Boxplot with Individual Points
ggplot(PlantGrowth, aes(x = group, y = weight, fill = group)) +
geom_boxplot(alpha = 0.7, outlier.shape = NA) +
geom_jitter(width = 0.2, alpha = 0.5) +
labs(title = "Plant Weight by Treatment Group",
x = "Treatment",
y = "Weight (g)") +
theme_minimal() +
theme(legend.position = "none") +
scale_fill_brewer(palette = "Set2")
Mean Plot with Error Bars
ggplot(PlantGrowth, aes(x = group, y = weight)) +
stat_summary(fun = mean, geom = "point", size = 3) +
stat_summary(fun.data = mean_se, geom = "errorbar", width = 0.2) +
labs(title = "Mean Plant Weight by Treatment (±SE)",
x = "Treatment",
y = "Weight (g)") +
theme_minimal()
Adding Significance Annotations
The ggpubr package simplifies adding statistical annotations:
library(ggpubr)
ggboxplot(PlantGrowth, x = "group", y = "weight",
fill = "group", palette = "Set2") +
stat_compare_means(method = "anova", label.y = 6.5) +
stat_compare_means(comparisons = list(c("trt1", "trt2")),
method = "t.test", label = "p.signif")
Conclusion and Alternatives
The one-way ANOVA workflow follows these steps:
- Prepare data in long format with a factor grouping variable
- Check normality (Shapiro-Wilk) and homogeneity of variance (Levene’s test)
- Run ANOVA with
aov()and examine the F-statistic and p-value - If significant, perform Tukey’s HSD for pairwise comparisons
- Visualize results with boxplots or mean plots
When assumptions fail, use alternatives:
Welch’s ANOVA handles unequal variances:
oneway.test(weight ~ group, data = PlantGrowth, var.equal = FALSE)
Kruskal-Wallis test is the non-parametric alternative for non-normal data:
kruskal.test(weight ~ group, data = PlantGrowth)

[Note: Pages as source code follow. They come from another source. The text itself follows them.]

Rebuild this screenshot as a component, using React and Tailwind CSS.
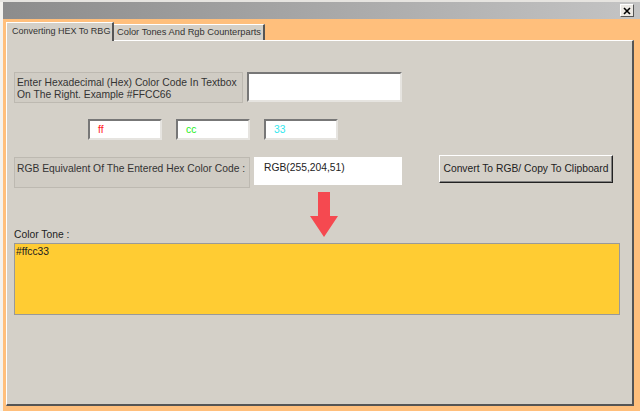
export default function App() {
  const font = { fontFamily: '"Liberation Sans", Arial, sans-serif' };
  return (
    <div className="w-[640px] h-[411px] bg-[#f4f2ee] flex flex-col overflow-hidden text-[10.3px] text-[#222] whitespace-nowrap" style={font}>
      <div className="h-[2px] bg-[#e6e4e0]" />
      <div className="ml-[3px] h-[17px] bg-gradient-to-r from-[#8c8c8c] to-[#c4c4c4] flex items-center justify-end pr-[6px]">
        <div className="w-[14px] h-[13px] bg-[#ece9e4] border border-t-white border-l-white border-r-[#555] border-b-[#555] flex items-center justify-center">
          <svg width="8" height="8" viewBox="0 0 8 8"><path d="M1 1L7 7M7 1L1 7" stroke="#000" strokeWidth="1.6" /></svg>
        </div>
      </div>
      <div className="ml-[3px] flex-1 bg-[#ffbf7c] flex flex-col pl-[3px] pr-[6px] pt-[2px] pb-[5px]">
        <div className="flex items-end h-[19px]">
          <div className="w-[108px] h-[19px] pl-[5px] bg-[#d4d0c8] border-l border-t border-white border-r-2 border-r-[#555] flex items-center text-[9px] text-[#333] relative z-10 -mb-px">
            Converting HEX To RBG
          </div>
          <div className="w-[151px] h-[16px] pl-[3px] bg-[#d4d0c8] border-t border-white border-r-2 border-r-[#555] flex items-center text-[9.3px] text-[#333]">
            Color Tones And Rgb Counterparts
          </div>
        </div>
        <div className="flex-1 bg-[#d4d0c8] border-t border-l border-white border-r-2 border-b-2 border-r-[#555] border-b-[#555] flex flex-col pl-[7px] pr-[12px]">
          <div className="flex items-start mt-[31px] h-[31px]">
            <div className="w-[229px] h-[31px] border border-[#bdb9b1] bg-[#d0ccc4] pl-[2px] pt-[4px] leading-[12px] text-[#333]">
              <div>Enter Hexadecimal (Hex) Color Code In Textbox</div>
              <div>On The Right. Example #FFCC66</div>
            </div>
            <div className="ml-[4px] w-[155px] h-[30px] bg-white border-2 border-t-[#777] border-l-[#777] border-r-[#e6e4e0] border-b-[#e6e4e0]" />
          </div>
          <div className="flex mt-[16px] h-[21px] pl-[74px] gap-[14px]">
            <div className="w-[74px] h-[21px] bg-white border-2 border-t-[#777] border-l-[#777] border-r-[#e6e4e0] border-b-[#e6e4e0] pl-[8px] text-[#ff2020] leading-[17px]">ff</div>
            <div className="w-[74px] h-[21px] bg-white border-2 border-t-[#777] border-l-[#777] border-r-[#e6e4e0] border-b-[#e6e4e0] pl-[8px] text-[#22ee22] leading-[17px]">cc</div>
            <div className="w-[74px] h-[21px] bg-white border-2 border-t-[#777] border-l-[#777] border-r-[#e6e4e0] border-b-[#e6e4e0] pl-[8px] text-[#33e8ee] leading-[17px]">33</div>
          </div>
          <div className="flex items-start mt-[17px] h-[32px]">
            <div className="w-[236px] h-[31px] border border-[#bdb9b1] bg-[#d0ccc4] pl-[2px] pt-[3px] text-[#333]">
              RGB Equivalent Of The Entered Hex Color Code :
            </div>
            <div className="ml-[4px] w-[148px] h-[28px] bg-white pl-[10px] pt-[3px] text-[#222]">RGB(255,204,51)</div>
            <div className="ml-[37px] -mt-[2px] w-[174px] h-[28px] bg-[#d4d0c8] border border-t-white border-l-white border-r-[#222] border-b-[#222] shadow-[inset_-1px_-1px_0_#808080] flex items-center justify-center text-[#222]">
              Convert To RGB/ Copy To Clipboard
            </div>
          </div>
          <div className="relative h-[52px]">
            <svg className="absolute left-[295px] top-[3px]" width="30" height="46" viewBox="0 0 30 46">
              <path d="M9 0H21V24H29L15 45L1 24H9Z" fill="#f54950" />
            </svg>
            <div className="absolute left-0 bottom-[-1px] text-[#222]">Color Tone :</div>
          </div>
          <div className="mt-[2px] w-[606px] h-[72px] bg-[#ffcc33] border border-[#999] pl-[1px] pt-[2px] text-[#222] leading-[12px]">#ffcc33</div>
        </div>
      </div>
    </div>
  );
}
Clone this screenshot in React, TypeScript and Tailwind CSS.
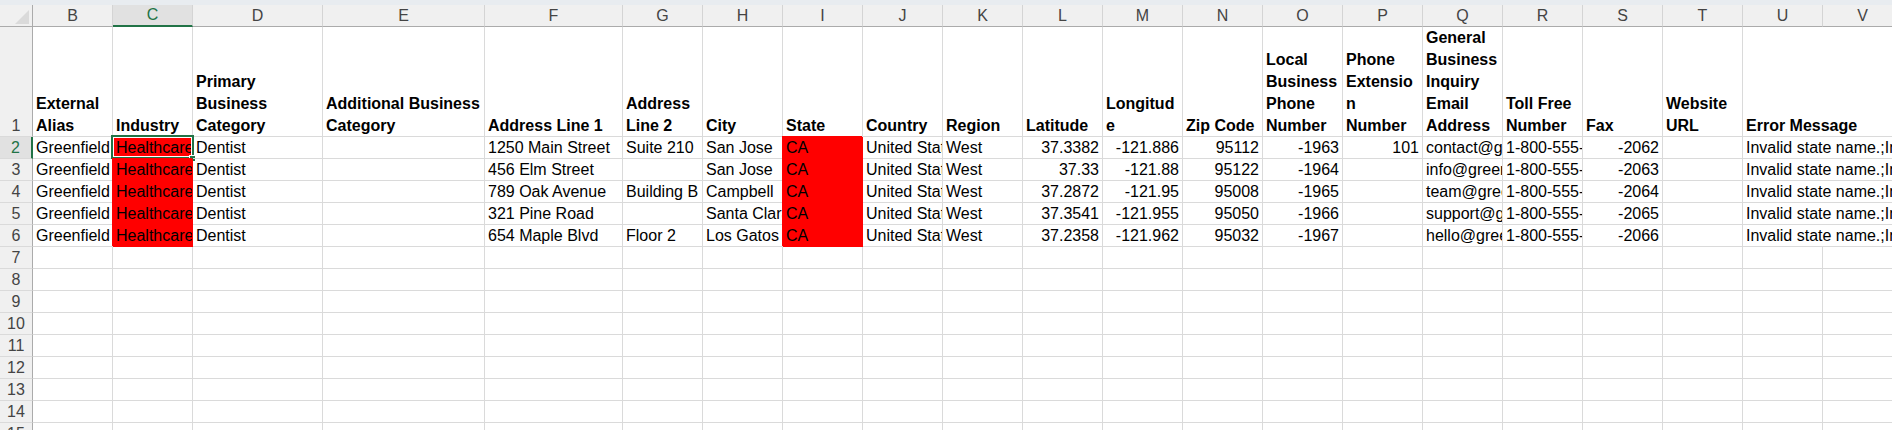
import type { ReactNode } from "react";

const GREEN = "#217346";

const letters = ["B", "C", "D", "E", "F", "G", "H", "I", "J", "K", "L", "M", "N", "O", "P", "Q", "R", "S", "T", "U", "V"];

// header text in row 1, one entry per wrapped line
const heads: string[][] = [
  ["External", "Alias"],
  ["Industry"],
  ["Primary", "Business", "Category"],
  ["Additional Business", "Category"],
  ["Address Line 1"],
  ["Address", "Line 2"],
  ["City"],
  ["State"],
  ["Country"],
  ["Region"],
  ["Latitude"],
  ["Longitud", "e"],
  ["Zip Code"],
  ["Local", "Business", "Phone", "Number"],
  ["Phone", "Extensio", "n", "Number"],
  ["General", "Business", "Inquiry", "Email", "Address"],
  ["Toll Free", "Number"],
  ["Fax"],
  ["Website", "URL"],
  ["Error Message"],
];

const rows: string[][] = [
  ["Greenfield", "Healthcare", "Dentist", "", "1250 Main Street", "Suite 210", "San Jose", "CA", "United States", "West", "37.3382", "-121.886", "95112", "-1963", "101", "contact@greenfielddental.com", "1-800-555-0142", "-2062", "", "Invalid state name.;Invalid fax number."],
  ["Greenfield", "Healthcare", "Dentist", "", "456 Elm Street", "", "San Jose", "CA", "United States", "West", "37.33", "-121.88", "95122", "-1964", "", "info@greenfielddental.com", "1-800-555-0143", "-2063", "", "Invalid state name.;Invalid fax number."],
  ["Greenfield", "Healthcare", "Dentist", "", "789 Oak Avenue", "Building B", "Campbell", "CA", "United States", "West", "37.2872", "-121.95", "95008", "-1965", "", "team@greenfielddental.com", "1-800-555-0144", "-2064", "", "Invalid state name.;Invalid fax number."],
  ["Greenfield", "Healthcare", "Dentist", "", "321 Pine Road", "", "Santa Clara", "CA", "United States", "West", "37.3541", "-121.955", "95050", "-1966", "", "support@greenfielddental.com", "1-800-555-0145", "-2065", "", "Invalid state name.;Invalid fax number."],
  ["Greenfield", "Healthcare", "Dentist", "", "654 Maple Blvd", "Floor 2", "Los Gatos", "CA", "United States", "West", "37.2358", "-121.962", "95032", "-1967", "", "hello@greenfielddental.com", "1-800-555-0146", "-2066", "", "Invalid state name.;Invalid fax number."],
];

const numeric = new Set([10, 11, 12, 13, 14, 17]);
const filled = new Set([1, 7]);

function ColHead({ letter }: { letter: string }) {
  const selected = letter === "C";
  return (
    <div
      className={
        "border-r border-r-[#d4d4d4] text-center " +
        (selected
          ? "border-b-2 border-b-[#217346] bg-[#e1e1e1] text-[#217346] leading-[20px]"
          : "border-b border-b-[#ababab] bg-[#f0f0f0] text-[#444] leading-[21px]")
      }
    >
      {letter}
    </div>
  );
}

function RowHead({ n }: { n: number }) {
  if (n === 1) {
    return (
      <div className="flex flex-col justify-end overflow-hidden border-b border-r border-b-[#dadada] border-r-[#ababab] bg-[#f0f0f0] text-center text-[#444]">
        <div className="-mb-px leading-[22px]">1</div>
      </div>
    );
  }
  const selected = n === 2;
  return (
    <div
      className={
        "border-b border-b-[#dadada] text-center leading-[21px] " +
        (selected
          ? "border-r-2 border-r-[#217346] bg-[#e1e1e1] text-[#217346]"
          : "border-r border-r-[#ababab] bg-[#f0f0f0] text-[#444]")
      }
    >
      {n}
    </div>
  );
}

function Cell({
  children,
  right,
  red,
  span,
  active,
}: {
  children?: ReactNode;
  right?: boolean;
  red?: boolean;
  span?: boolean;
  active?: boolean;
}) {
  return (
    <div
      className={
        "relative border-b border-r leading-[21px] " +
        (red ? "border-[#ff0000] bg-[#ff0000] shadow-[-1px_-1px_0_#ff0000] " : "border-[#dadada] ") +
        (span ? "col-span-2 " : "")
      }
    >
      <div className={"overflow-hidden whitespace-nowrap px-[3px] " + (right ? "text-right" : "")}>{children}</div>
      {active && (
        <>
          <div className="absolute -left-[2px] -top-[2px] -right-[2px] -bottom-[1px] border-2 border-[#217346] shadow-[inset_0_0_0_1px_#ffffff]" />
          <div className="absolute -bottom-[4px] -right-[4px] h-[7px] w-[7px] border border-white bg-[#217346]" />
        </>
      )}
    </div>
  );
}

function HeadCell({ lines, span }: { lines: string[]; span?: boolean }) {
  return (
    <div className={"flex flex-col justify-end overflow-hidden border-b border-r border-[#dadada] px-[3px] font-bold " + (span ? "col-span-2" : "")}>
      <div className="-mb-px">
        {lines.map((l, i) => (
          <div key={i} className="whitespace-nowrap leading-[22px]">
            {l}
          </div>
        ))}
      </div>
    </div>
  );
}

export default function App() {
  const emptyRows = [7, 8, 9, 10, 11, 12, 13, 14, 15];
  return (
    <div className="h-[430px] w-[1892px] overflow-hidden bg-white font-['Liberation_Sans',Arial,sans-serif] text-[16px] text-black">
      <div className="h-[5px] bg-[#e8ecf0]" />
      <div className="grid grid-cols-[33px_80px_80px_130px_162px_138px_repeat(16,80px)] grid-rows-[22px_110px_repeat(14,22px)]">
        {/* column letters */}
        <div className="flex items-end justify-end border-b border-r border-b-[#ababab] border-r-[#ababab] bg-[#f0f0f0] pb-[2px] pr-[3px]">
          <svg width="14" height="14" viewBox="0 0 14 14">
            <path d="M14 0 L14 14 L0 14 Z" fill="#dadada" />
          </svg>
        </div>
        {letters.map((l) => (
          <ColHead key={l} letter={l} />
        ))}

        {/* row 1: field names */}
        <RowHead n={1} />
        {heads.map((h, i) => (
          <HeadCell key={i} lines={h} span={i === 19} />
        ))}

        {/* rows 2-6: records */}
        {rows.map((r, ri) => (
          <div key={ri} className="contents">
            <RowHead n={ri + 2} />
            {r.map((v, ci) => (
              <Cell
                key={ci}
                right={numeric.has(ci)}
                red={filled.has(ci)}
                span={ci === 19}
                active={ri === 0 && ci === 1}
              >
                {v}
              </Cell>
            ))}
          </div>
        ))}

        {/* empty rows */}
        {emptyRows.map((n) => (
          <div key={n} className="contents">
            <RowHead n={n} />
            {letters.map((l) => (
              <Cell key={l} />
            ))}
          </div>
        ))}
      </div>
    </div>
  );
}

Follow significant Kruskal-Wallis results with Dunn’s test for pairwise comparisons:
library(dunn.test)
dunn.test(PlantGrowth$weight, PlantGrowth$group, method = "bonferroni")
One-way ANOVA remains a foundational statistical tool. Master it, understand its limitations, and know when to reach for alternatives. Your analyses will be more robust and your conclusions more defensible.